▶ **EXERCISE PROMPT**
Count how many lines in the material below hold the word "this"; the reply is that number alone.

▶ **EXERCISE MATERIAL**
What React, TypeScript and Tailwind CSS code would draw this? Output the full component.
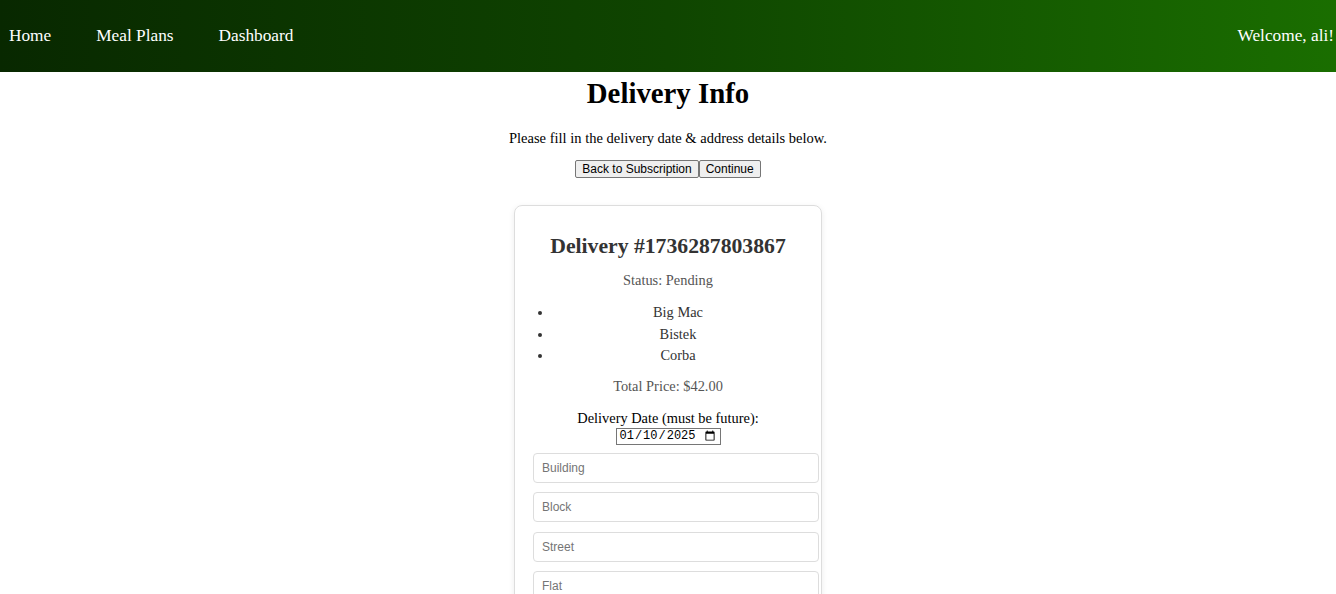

...

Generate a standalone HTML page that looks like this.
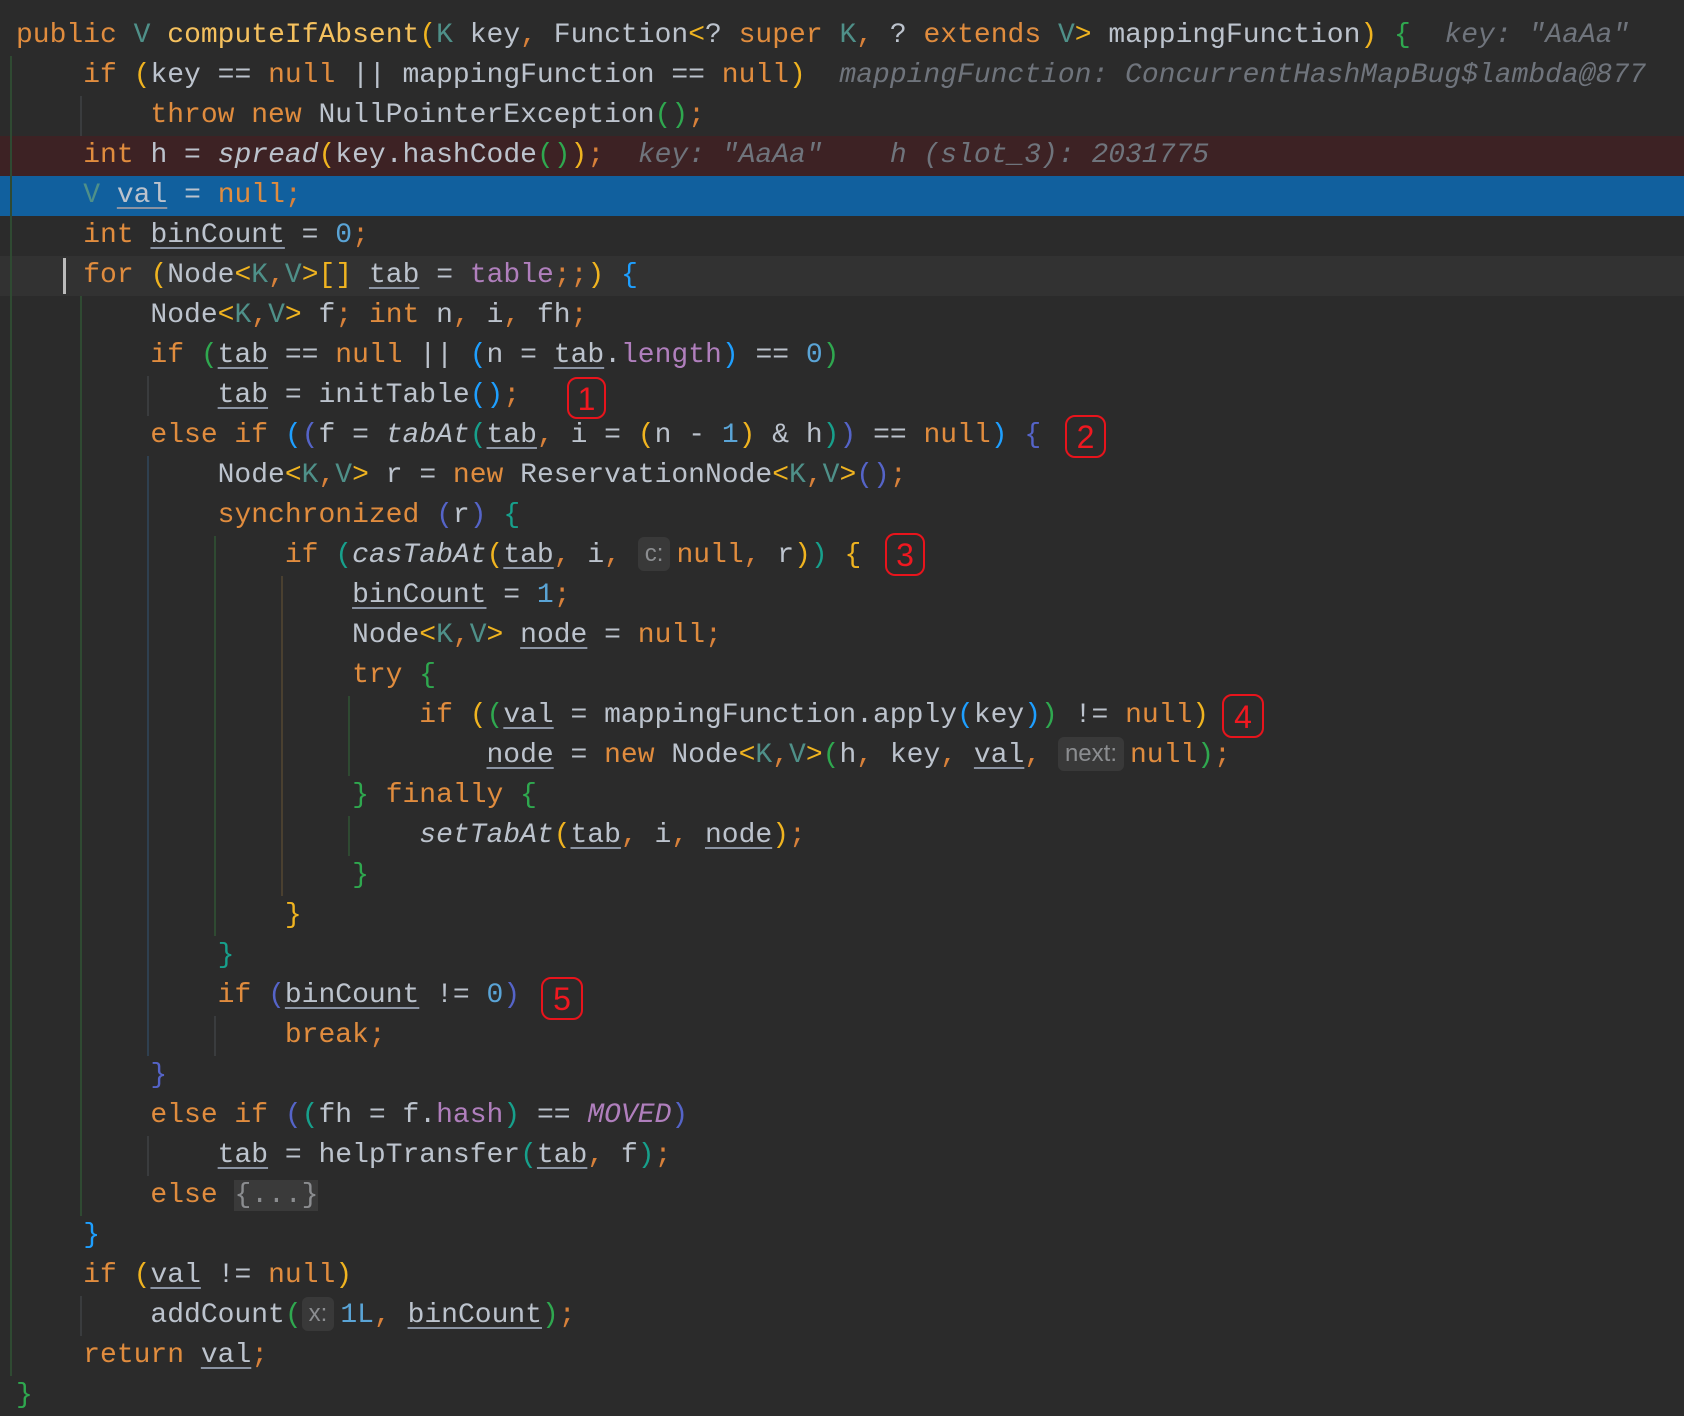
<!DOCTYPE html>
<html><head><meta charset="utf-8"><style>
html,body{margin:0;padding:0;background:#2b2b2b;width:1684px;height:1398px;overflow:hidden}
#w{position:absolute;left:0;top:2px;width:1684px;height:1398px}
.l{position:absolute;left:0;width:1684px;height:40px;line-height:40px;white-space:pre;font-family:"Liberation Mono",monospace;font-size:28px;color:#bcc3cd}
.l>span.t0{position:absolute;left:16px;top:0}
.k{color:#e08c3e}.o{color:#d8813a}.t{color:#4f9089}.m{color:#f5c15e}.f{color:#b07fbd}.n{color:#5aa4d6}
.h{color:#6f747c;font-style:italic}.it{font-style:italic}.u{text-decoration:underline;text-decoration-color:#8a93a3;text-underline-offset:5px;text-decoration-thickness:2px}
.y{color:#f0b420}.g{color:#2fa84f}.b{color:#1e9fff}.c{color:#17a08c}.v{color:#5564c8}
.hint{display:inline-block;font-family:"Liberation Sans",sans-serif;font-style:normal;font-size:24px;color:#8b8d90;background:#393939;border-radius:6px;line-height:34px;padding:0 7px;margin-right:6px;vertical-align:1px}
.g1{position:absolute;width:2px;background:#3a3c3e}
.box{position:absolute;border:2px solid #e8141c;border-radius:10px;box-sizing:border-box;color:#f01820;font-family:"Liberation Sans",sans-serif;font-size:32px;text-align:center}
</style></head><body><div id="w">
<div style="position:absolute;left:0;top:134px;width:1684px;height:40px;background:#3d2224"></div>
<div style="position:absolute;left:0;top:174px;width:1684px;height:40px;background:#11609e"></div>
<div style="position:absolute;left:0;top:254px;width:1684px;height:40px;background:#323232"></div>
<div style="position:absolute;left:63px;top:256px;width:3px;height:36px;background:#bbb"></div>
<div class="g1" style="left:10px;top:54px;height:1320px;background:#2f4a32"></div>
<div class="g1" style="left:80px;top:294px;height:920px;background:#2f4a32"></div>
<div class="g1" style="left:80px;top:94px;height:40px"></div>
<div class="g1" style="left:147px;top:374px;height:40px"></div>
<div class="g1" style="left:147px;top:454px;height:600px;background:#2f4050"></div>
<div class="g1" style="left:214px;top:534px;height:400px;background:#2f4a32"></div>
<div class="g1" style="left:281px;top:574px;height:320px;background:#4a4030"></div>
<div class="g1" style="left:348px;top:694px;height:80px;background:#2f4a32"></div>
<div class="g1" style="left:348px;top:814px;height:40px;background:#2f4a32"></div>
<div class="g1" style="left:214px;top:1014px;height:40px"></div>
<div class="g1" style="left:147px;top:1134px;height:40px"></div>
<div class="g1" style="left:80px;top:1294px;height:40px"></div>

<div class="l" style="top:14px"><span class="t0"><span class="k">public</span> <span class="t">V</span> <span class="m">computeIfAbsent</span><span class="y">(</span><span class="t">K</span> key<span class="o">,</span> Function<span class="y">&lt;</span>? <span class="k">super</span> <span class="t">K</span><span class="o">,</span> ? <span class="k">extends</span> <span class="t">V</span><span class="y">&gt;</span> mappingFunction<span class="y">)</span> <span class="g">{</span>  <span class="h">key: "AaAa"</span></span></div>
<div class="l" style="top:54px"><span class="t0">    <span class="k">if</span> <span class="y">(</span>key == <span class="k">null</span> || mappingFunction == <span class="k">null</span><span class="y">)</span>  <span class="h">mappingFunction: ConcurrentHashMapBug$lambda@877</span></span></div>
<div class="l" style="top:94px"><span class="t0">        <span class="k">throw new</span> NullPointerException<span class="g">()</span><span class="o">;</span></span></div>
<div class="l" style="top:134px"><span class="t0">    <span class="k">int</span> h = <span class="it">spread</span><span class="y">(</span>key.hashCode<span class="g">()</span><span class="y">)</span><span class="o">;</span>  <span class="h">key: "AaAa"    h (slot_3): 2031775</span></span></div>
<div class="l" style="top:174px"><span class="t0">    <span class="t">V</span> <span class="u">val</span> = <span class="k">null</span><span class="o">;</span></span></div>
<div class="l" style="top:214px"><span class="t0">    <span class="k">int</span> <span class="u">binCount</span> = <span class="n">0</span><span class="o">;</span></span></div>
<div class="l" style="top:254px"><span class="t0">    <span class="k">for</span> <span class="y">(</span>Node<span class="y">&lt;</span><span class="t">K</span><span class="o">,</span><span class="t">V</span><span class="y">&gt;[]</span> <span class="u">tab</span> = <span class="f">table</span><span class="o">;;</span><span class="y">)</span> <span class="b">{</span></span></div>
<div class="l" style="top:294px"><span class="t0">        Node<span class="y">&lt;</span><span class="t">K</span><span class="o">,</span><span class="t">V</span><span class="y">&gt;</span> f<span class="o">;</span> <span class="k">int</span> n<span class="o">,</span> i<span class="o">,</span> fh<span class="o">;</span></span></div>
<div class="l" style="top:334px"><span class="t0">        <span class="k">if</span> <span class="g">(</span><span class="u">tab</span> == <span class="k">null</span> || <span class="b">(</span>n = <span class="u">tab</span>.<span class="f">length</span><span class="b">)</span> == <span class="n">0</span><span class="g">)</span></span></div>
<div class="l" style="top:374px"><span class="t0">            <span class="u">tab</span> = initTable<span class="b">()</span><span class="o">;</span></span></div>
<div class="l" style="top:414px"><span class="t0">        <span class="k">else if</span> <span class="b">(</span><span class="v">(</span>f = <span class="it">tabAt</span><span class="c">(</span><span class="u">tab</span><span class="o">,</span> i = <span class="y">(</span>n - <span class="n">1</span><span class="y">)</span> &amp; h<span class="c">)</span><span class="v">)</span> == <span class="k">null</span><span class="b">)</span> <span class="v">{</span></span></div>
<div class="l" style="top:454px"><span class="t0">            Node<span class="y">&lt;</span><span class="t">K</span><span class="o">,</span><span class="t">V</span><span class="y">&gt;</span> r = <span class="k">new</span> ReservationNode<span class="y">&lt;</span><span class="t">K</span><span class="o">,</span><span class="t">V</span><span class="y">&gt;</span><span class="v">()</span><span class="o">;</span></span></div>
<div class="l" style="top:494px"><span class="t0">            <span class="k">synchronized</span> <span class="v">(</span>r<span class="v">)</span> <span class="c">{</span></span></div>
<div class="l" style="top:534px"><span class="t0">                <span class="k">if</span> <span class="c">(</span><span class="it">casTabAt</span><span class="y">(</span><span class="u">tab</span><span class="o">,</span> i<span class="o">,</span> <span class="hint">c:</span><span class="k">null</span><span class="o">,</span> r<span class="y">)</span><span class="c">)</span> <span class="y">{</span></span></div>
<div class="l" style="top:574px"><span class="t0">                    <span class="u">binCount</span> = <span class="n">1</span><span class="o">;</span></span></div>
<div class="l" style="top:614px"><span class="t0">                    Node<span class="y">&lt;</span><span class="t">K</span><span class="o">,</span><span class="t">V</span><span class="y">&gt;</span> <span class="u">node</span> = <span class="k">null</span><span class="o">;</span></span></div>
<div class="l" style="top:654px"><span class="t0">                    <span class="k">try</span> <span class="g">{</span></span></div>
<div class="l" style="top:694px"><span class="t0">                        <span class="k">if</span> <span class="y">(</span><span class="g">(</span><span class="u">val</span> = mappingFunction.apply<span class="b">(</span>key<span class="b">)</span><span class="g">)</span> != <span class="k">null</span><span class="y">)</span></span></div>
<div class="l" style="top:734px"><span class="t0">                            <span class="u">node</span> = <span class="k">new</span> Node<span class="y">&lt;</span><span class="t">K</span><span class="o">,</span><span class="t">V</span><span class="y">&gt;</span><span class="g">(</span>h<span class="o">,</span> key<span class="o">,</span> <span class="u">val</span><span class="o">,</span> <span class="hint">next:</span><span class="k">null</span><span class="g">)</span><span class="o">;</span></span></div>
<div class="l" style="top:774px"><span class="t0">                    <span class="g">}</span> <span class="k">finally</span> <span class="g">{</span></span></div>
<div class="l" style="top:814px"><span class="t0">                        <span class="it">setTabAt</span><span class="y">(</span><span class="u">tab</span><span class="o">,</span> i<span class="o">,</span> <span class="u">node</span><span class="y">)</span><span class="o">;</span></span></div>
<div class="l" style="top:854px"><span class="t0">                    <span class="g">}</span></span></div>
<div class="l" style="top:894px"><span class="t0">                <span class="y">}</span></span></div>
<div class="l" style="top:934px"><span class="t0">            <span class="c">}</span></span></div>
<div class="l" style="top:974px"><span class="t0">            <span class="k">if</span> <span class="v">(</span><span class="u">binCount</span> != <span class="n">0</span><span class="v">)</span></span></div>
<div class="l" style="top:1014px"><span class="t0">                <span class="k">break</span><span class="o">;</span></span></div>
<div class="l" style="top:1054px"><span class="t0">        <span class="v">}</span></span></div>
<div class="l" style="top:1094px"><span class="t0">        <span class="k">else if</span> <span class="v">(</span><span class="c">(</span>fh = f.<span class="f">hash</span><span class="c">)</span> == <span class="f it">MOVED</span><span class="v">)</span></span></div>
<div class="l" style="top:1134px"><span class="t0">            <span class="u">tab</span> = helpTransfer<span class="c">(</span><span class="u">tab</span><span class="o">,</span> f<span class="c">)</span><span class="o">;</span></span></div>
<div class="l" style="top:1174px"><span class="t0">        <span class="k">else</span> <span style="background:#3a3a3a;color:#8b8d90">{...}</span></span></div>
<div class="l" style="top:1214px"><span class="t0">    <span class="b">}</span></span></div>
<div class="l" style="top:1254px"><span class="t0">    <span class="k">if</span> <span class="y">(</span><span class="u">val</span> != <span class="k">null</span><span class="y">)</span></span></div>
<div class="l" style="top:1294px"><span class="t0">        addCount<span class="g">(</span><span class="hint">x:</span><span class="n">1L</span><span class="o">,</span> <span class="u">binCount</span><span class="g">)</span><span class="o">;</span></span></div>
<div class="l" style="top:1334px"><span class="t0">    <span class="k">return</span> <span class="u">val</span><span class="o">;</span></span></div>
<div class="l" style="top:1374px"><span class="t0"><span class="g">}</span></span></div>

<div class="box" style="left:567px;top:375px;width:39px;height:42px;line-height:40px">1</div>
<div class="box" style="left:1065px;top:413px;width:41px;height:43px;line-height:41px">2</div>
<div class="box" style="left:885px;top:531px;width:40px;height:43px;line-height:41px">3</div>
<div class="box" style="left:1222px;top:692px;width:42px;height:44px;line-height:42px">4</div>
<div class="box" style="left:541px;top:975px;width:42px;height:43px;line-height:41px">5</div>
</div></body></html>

--

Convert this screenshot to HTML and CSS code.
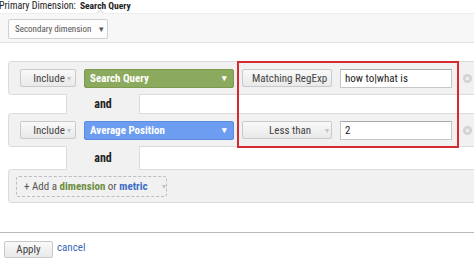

▶ **EXERCISE SOLUTION**
3